Taking Back Sunday - Tidal Wave (Cover Artwork)
Staff Review

Taking Back Sunday

Tidal Wave (2016)

Hopeless Records

Taking Back Sunday is a band I've aged with with each release. Tell All Your Friends and Where You Want To Be caught me in the high school/university period in my life and struck every chord of teenage angst that I had in me. Adam Lazzara was everything I wanted to be. Louder Now came along and eventually represented that shift into young adulthood. It started erasing the concept of that pop-punk paintbrush associated with TBS. The themes and lyrical content got more heavier and simply speaking, real. It was no longer about coming of age, getting drunk, football games and nonchalant breakups but hinged more on the actions, consequences and the direct implications on our futures. The last three records took this direction to hear even more, flowing along the lines of mainstream radio. Tidal Wave is the culmination of these transitional years, ringing out ever-so-loudly with an alternative, hard-rock edge. One that's comfortable in it's own skin and quite frankly, never looking back. Perfect? Far from but still, one that continues to keep warm that special place TBS will always hold in my heart.

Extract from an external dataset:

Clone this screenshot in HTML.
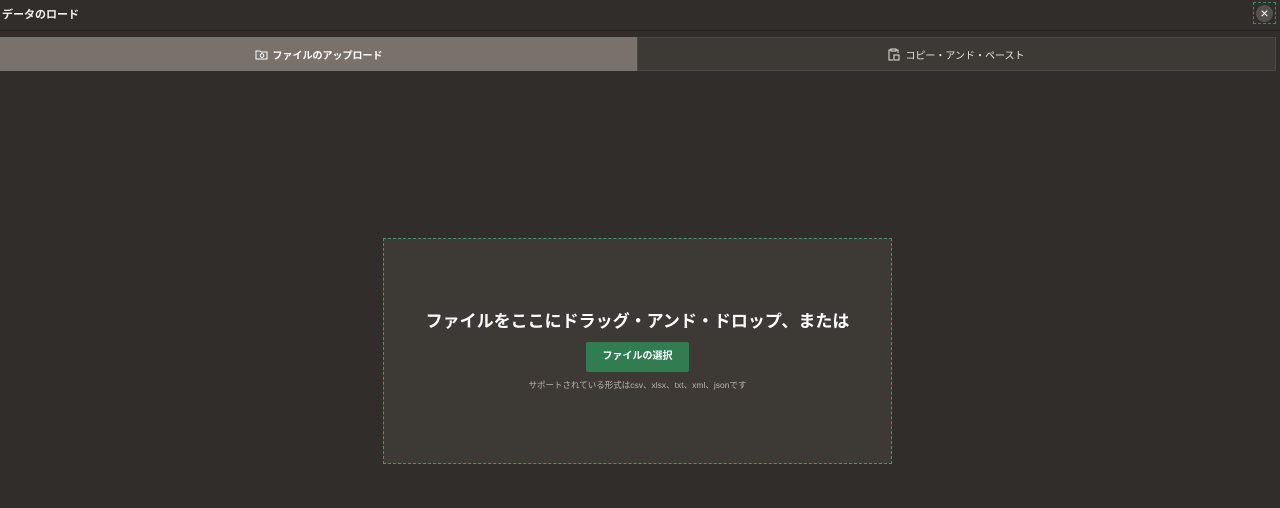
<!DOCTYPE html>
<html><head><meta charset="utf-8"><style>
*{margin:0;padding:0;box-sizing:border-box}
body{width:1280px;height:508px;background:#312d2a;font-family:"Liberation Sans","Noto Sans CJK JP",sans-serif;color:#fff;position:relative;overflow:hidden}
.title{position:absolute;left:2px;top:6px;font-size:11px;font-weight:bold;color:#f0eeec}
.hr{position:absolute;left:0;top:30px;width:1280px;height:1px;background:#26231f}
.close{position:absolute;left:1253px;top:2px;width:23px;height:22px;border:1px dashed #3f8a5a;display:flex;align-items:center;justify-content:center}
.close div{width:17px;height:17px;border-radius:50%;background:#55504b;color:#fff;font-size:14px;line-height:16px;text-align:center}
.tabs{position:absolute;left:0;top:37px;width:1276px;height:34px;display:flex}
.tab{flex:1;display:flex;align-items:center;justify-content:center;font-size:10px;gap:5px}
.t1{background:#7a716b;font-weight:bold;color:#fff}
.t2{background:#3d3935;border:1px solid #4c4843;color:#e6e2de}
.drop{position:absolute;left:383px;top:238px;width:509px;height:226px;background:#3d3935;border:1px dashed #3f9a62;text-align:center}
.h{margin-top:72px;font-size:17px;line-height:22px;font-weight:bold;color:#fff}
.btn{display:inline-block;margin-top:9px;width:103px;height:30px;background:#2f7d51;border-radius:2px;font-size:10px;font-weight:bold;line-height:30px;color:#fff}
.s{margin-top:7px;font-size:8.5px;color:#b8b2ac}
</style></head><body>
<div class="title">データのロード</div>
<div class="hr"></div>
<div class="close"><div>×</div></div>
<div class="tabs">
<div class="tab t1"><svg width="13" height="11" viewBox="0 0 13 11"><path d="M1 2h4l1 1h6v7H1z" fill="none" stroke="#fff" stroke-width="1"/><circle cx="7" cy="6.5" r="1.8" fill="none" stroke="#fff"/></svg>ファイルのアップロード</div>
<div class="tab t2"><svg width="12" height="13" viewBox="0 0 12 13"><path d="M3 2H1v10h4M8 2h2v3M3 1h5v2H3z" fill="none" stroke="#e6e2de"/><rect x="6" y="7" width="5" height="5" fill="none" stroke="#e6e2de"/></svg>コピー・アンド・ペースト</div>
</div>
<div class="drop">
<div class="h">ファイルをここにドラッグ・アンド・ドロップ、または</div>
<div class="btn">ファイルの選択</div>
<div class="s">サポートされている形式はcsv、xlsx、txt、xml、jsonです</div>
</div>
</body></html>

The album clocks in at 48 minutes with an average of four minutes per track so you know it's not about those short bursts of infectious energy that TAYF offered us in its youthful optimism and exuberance. Most of the songs point towards the likes of "Everything Must Go" and throwback a lot to the aptly titled New Again -- dramatic, scared yet looking forward in life. Lazzara surprised me with how great he sounds throughout, spitting that Johnny Cash attitude at every corner as seen with "Tidal Wave"  -- which sees them pay homage to the likes of The Ramones, The Clash and Billy Idol. It's one of the few punk gems on tap which is a stark contrast to "You Can't Look Back" whose melody almost identically rides the same vibe of "Boys of Summer". They played the record in full at The Metro in Chicago that Friday night in a Fest aftershow and it sucked not being able to get in despite the label even trying to help. I would have loved to hear these perfomed live. 

Especially with the rare shades of old TBS arising on the ballad "I Felt It Too" - slow, crooning and warm -- which eventually builds to a typical loud finale. Formulaic when it comes to this band but still, would have made a great closer. Shocked they didn't have it last. Rolling on, "Holy Water" probably stands out as my favorite off the new album. It cuts loose and emphasizes to me what's their most guitar-elaborative album to date. They sacrificed a lot of John Nolan's interplay on the mic but they make up with more riffs, little solos tucked in here and there and driving rhythms to compensate for losing the three-pronged chords of 2002-2004. By the time the record ends, it's still a tough appraisal though. How do you assess TBS with such a high standard set by their first two records. Objectivity remains the key but at the end of the day but it ain't easy. So many of their pop-punk characteristics have been shed but despite that, safe to say their music will always be anthemic and fizzing with vibrancy. Ready for radio airplay. Like I said, it's not easy to judge or assess but once you can put the old aside, it'll register decently. A few tracks down the middle feel a bit phoned in and they could have mixed it up some more, throwing in some of that old-school punk icing but they're clearly all about charting new waters. I still can't let go of the past but you never know, Tidal Wave could just end up being what sweeps you away.